What is required:
Set down the full listing exactly as given. Any pictures are to be left out.

Raw data:
_ _ _ _ _

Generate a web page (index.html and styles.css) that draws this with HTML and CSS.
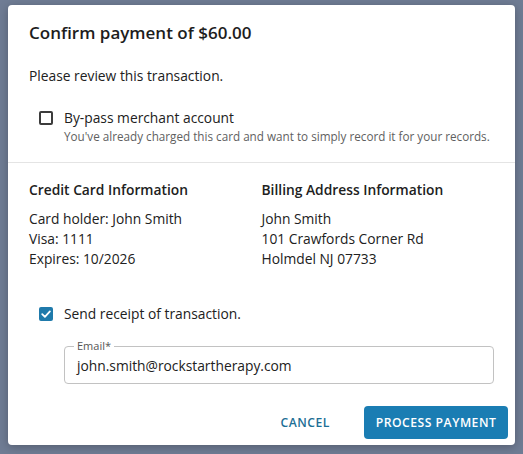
FILE: index.html
```html
<!DOCTYPE html>
<html lang="en">
<head>
<meta charset="utf-8">
<title>Confirm payment</title>
<link rel="stylesheet" href="styles.css">
</head>
<body>
<div class="modal" role="dialog" aria-labelledby="dlg-title">
  <div class="top">
    <h1 id="dlg-title" class="title">Confirm payment of $60.00</h1>
    <p class="intro">Please review this transaction.</p>
    <div class="check-row">
      <span class="box"></span>
      <div class="check-text">
        <div class="check-label">By-pass merchant account</div>
        <div class="check-help">You've already charged this card and want to simply record it for your records.</div>
      </div>
    </div>
  </div>
  <div class="divider"></div>
  <div class="bottom">
    <div class="info-grid">
      <div class="info-col">
        <h2 class="info-head">Credit Card Information</h2>
        <div class="info-line">Card holder: John Smith</div>
        <div class="info-line">Visa: 1111</div>
        <div class="info-line">Expires: 10/2026</div>
      </div>
      <div class="info-col">
        <h2 class="info-head">Billing Address Information</h2>
        <div class="info-line">John Smith</div>
        <div class="info-line">101 Crawfords Corner Rd</div>
        <div class="info-line">Holmdel NJ 07733</div>
      </div>
    </div>
    <div class="check-row receipt">
      <span class="box checked">
        <svg viewBox="0 0 14 14" width="14" height="14"><path d="M3.2 7.2 L5.9 9.8 L10.9 4.4" fill="none" stroke="#fff" stroke-width="1.8" stroke-linecap="round" stroke-linejoin="round"/></svg>
      </span>
      <div class="check-label">Send receipt of transaction.</div>
    </div>
    <fieldset class="field">
      <legend class="field-label">Email*</legend>
      <div class="field-value">john.smith@rockstartherapy.com</div>
    </fieldset>
  </div>
  <div class="actions">
    <button class="btn btn-text" type="button">CANCEL</button>
    <button class="btn btn-primary" type="button">PROCESS PAYMENT</button>
  </div>
</div>
</body>
</html>
```

FILE: styles.css
```css
html, body {
  margin: 0;
  padding: 0;
}
body {
  background: #6f7c94;
  font-family: "Open Sans", "Liberation Sans", sans-serif;
  color: #212121;
  padding: 5px 8px 9px 8px;
  height: 454px;
  box-sizing: border-box;
}
.modal {
  background: #fff;
  border-radius: 4px;
  box-shadow: 0 2px 10px rgba(0, 0, 0, 0.25);
  height: 440px;
  box-sizing: border-box;
  display: flex;
  flex-direction: column;
}
.top {
  padding: 16px 21px 0 21px;
}
.title {
  margin: 0;
  font-size: 17px;
  line-height: 24px;
  font-weight: 600;
  color: #1d1d1d;
}
.intro {
  margin: 21px 0 0 0;
  font-size: 13.8px;
  line-height: 20px;
}
.check-row {
  display: flex;
  align-items: flex-start;
  gap: 11px;
  margin: 22px 0 0 10px;
}
.box {
  flex: none;
  width: 14px;
  height: 14px;
  box-sizing: border-box;
  border: 2px solid #3c3c3c;
  border-radius: 2px;
  margin-top: 3px;
  display: flex;
  align-items: center;
  justify-content: center;
}
.box.checked {
  background: #1f7aab;
  border-color: #1f7aab;
}
.box.checked svg {
  flex: none;
}
.check-label {
  font-size: 13.8px;
  line-height: 20px;
}
.check-help {
  font-size: 11.7px;
  line-height: 16px;
  color: #5f5f5f;
}
.divider {
  height: 1px;
  background: #e4e4e4;
  margin-top: 18px;
}
.bottom {
  padding: 17px 21px 0 21px;
}
.info-grid {
  display: grid;
  grid-template-columns: 1fr 1fr;
}
.info-head {
  margin: 0 0 9px 0;
  font-size: 13.8px;
  line-height: 20px;
  font-weight: 600;
}
.info-line {
  font-size: 13.8px;
  line-height: 20px;
}
.receipt {
  margin-top: 35px;
}
.field {
  margin: 16px 0 0 35px;
  padding: 0 12px;
  border: 1px solid #c2c2c2;
  border-radius: 4px;
  min-width: 0;
}
.field-label {
  font-size: 11px;
  line-height: 12px;
  color: #555;
  padding: 0 3px;
  margin-left: -3px;
}
.field-value {
  font-size: 13.8px;
  line-height: 20px;
  padding: 4px 0 7px 0;
}
.actions {
  margin-top: auto;
  display: flex;
  justify-content: flex-end;
  align-items: center;
  gap: 34px;
  padding: 0 7px 6px 0;
}
.btn {
  font-family: "Open Sans", "Liberation Sans", sans-serif;
  font-size: 12.2px;
  font-weight: 600;
  letter-spacing: 0.5px;
  border: none;
  border-radius: 4px;
  height: 33px;
  cursor: pointer;
}
.btn-text {
  background: transparent;
  color: #1d6f95;
  padding: 0;
}
.btn-primary {
  background: #1a7db3;
  color: #fff;
  width: 144px;
  padding: 0;
}
```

_ _ _ _ _

Task result:
Generate a web page (index.html and styles.css) that draws this with HTML and CSS.
FILE: index.html
```html
<!DOCTYPE html>
<html lang="en">
<head>
<meta charset="utf-8">
<title>Confirm payment</title>
<link rel="stylesheet" href="styles.css">
</head>
<body>
<div class="modal" role="dialog" aria-labelledby="dlg-title">
  <div class="top">
    <h1 id="dlg-title" class="title">Confirm payment of $60.00</h1>
    <p class="intro">Please review this transaction.</p>
    <div class="check-row">
      <span class="box"></span>
      <div class="check-text">
        <div class="check-label">By-pass merchant account</div>
        <div class="check-help">You've already charged this card and want to simply record it for your records.</div>
      </div>
    </div>
  </div>
  <div class="divider"></div>
  <div class="bottom">
    <div class="info-grid">
      <div class="info-col">
        <h2 class="info-head">Credit Card Information</h2>
        <div class="info-line">Card holder: John Smith</div>
        <div class="info-line">Visa: 1111</div>
        <div class="info-line">Expires: 10/2026</div>
      </div>
      <div class="info-col">
        <h2 class="info-head">Billing Address Information</h2>
        <div class="info-line">John Smith</div>
        <div class="info-line">101 Crawfords Corner Rd</div>
        <div class="info-line">Holmdel NJ 07733</div>
      </div>
    </div>
    <div class="check-row receipt">
      <span class="box checked">
        <svg viewBox="0 0 14 14" width="14" height="14"><path d="M3.2 7.2 L5.9 9.8 L10.9 4.4" fill="none" stroke="#fff" stroke-width="1.8" stroke-linecap="round" stroke-linejoin="round"/></svg>
      </span>
      <div class="check-label">Send receipt of transaction.</div>
    </div>
    <fieldset class="field">
      <legend class="field-label">Email*</legend>
      <div class="field-value">john.smith@rockstartherapy.com</div>
    </fieldset>
  </div>
  <div class="actions">
    <button class="btn btn-text" type="button">CANCEL</button>
    <button class="btn btn-primary" type="button">PROCESS PAYMENT</button>
  </div>
</div>
</body>
</html>
```

FILE: styles.css
```css
html, body {
  margin: 0;
  padding: 0;
}
body {
  background: #6f7c94;
  font-family: "Open Sans", "Liberation Sans", sans-serif;
  color: #212121;
  padding: 5px 8px 9px 8px;
  height: 454px;
  box-sizing: border-box;
}
.modal {
  background: #fff;
  border-radius: 4px;
  box-shadow: 0 2px 10px rgba(0, 0, 0, 0.25);
  height: 440px;
  box-sizing: border-box;
  display: flex;
  flex-direction: column;
}
.top {
  padding: 16px 21px 0 21px;
}
.title {
  margin: 0;
  font-size: 17px;
  line-height: 24px;
  font-weight: 600;
  color: #1d1d1d;
}
.intro {
  margin: 21px 0 0 0;
  font-size: 13.8px;
  line-height: 20px;
}
.check-row {
  display: flex;
  align-items: flex-start;
  gap: 11px;
  margin: 22px 0 0 10px;
}
.box {
  flex: none;
  width: 14px;
  height: 14px;
  box-sizing: border-box;
  border: 2px solid #3c3c3c;
  border-radius: 2px;
  margin-top: 3px;
  display: flex;
  align-items: center;
  justify-content: center;
}
.box.checked {
  background: #1f7aab;
  border-color: #1f7aab;
}
.box.checked svg {
  flex: none;
}
.check-label {
  font-size: 13.8px;
  line-height: 20px;
}
.check-help {
  font-size: 11.7px;
  line-height: 16px;
  color: #5f5f5f;
}
.divider {
  height: 1px;
  background: #e4e4e4;
  margin-top: 18px;
}
.bottom {
  padding: 17px 21px 0 21px;
}
.info-grid {
  display: grid;
  grid-template-columns: 1fr 1fr;
}
.info-head {
  margin: 0 0 9px 0;
  font-size: 13.8px;
  line-height: 20px;
  font-weight: 600;
}
.info-line {
  font-size: 13.8px;
  line-height: 20px;
}
.receipt {
  margin-top: 35px;
}
.field {
  margin: 16px 0 0 35px;
  padding: 0 12px;
  border: 1px solid #c2c2c2;
  border-radius: 4px;
  min-width: 0;
}
.field-label {
  font-size: 11px;
  line-height: 12px;
  color: #555;
  padding: 0 3px;
  margin-left: -3px;
}
.field-value {
  font-size: 13.8px;
  line-height: 20px;
  padding: 4px 0 7px 0;
}
.actions {
  margin-top: auto;
  display: flex;
  justify-content: flex-end;
  align-items: center;
  gap: 34px;
  padding: 0 7px 6px 0;
}
.btn {
  font-family: "Open Sans", "Liberation Sans", sans-serif;
  font-size: 12.2px;
  font-weight: 600;
  letter-spacing: 0.5px;
  border: none;
  border-radius: 4px;
  height: 33px;
  cursor: pointer;
}
.btn-text {
  background: transparent;
  color: #1d6f95;
  padding: 0;
}
.btn-primary {
  background: #1a7db3;
  color: #fff;
  width: 144px;
  padding: 0;
}
```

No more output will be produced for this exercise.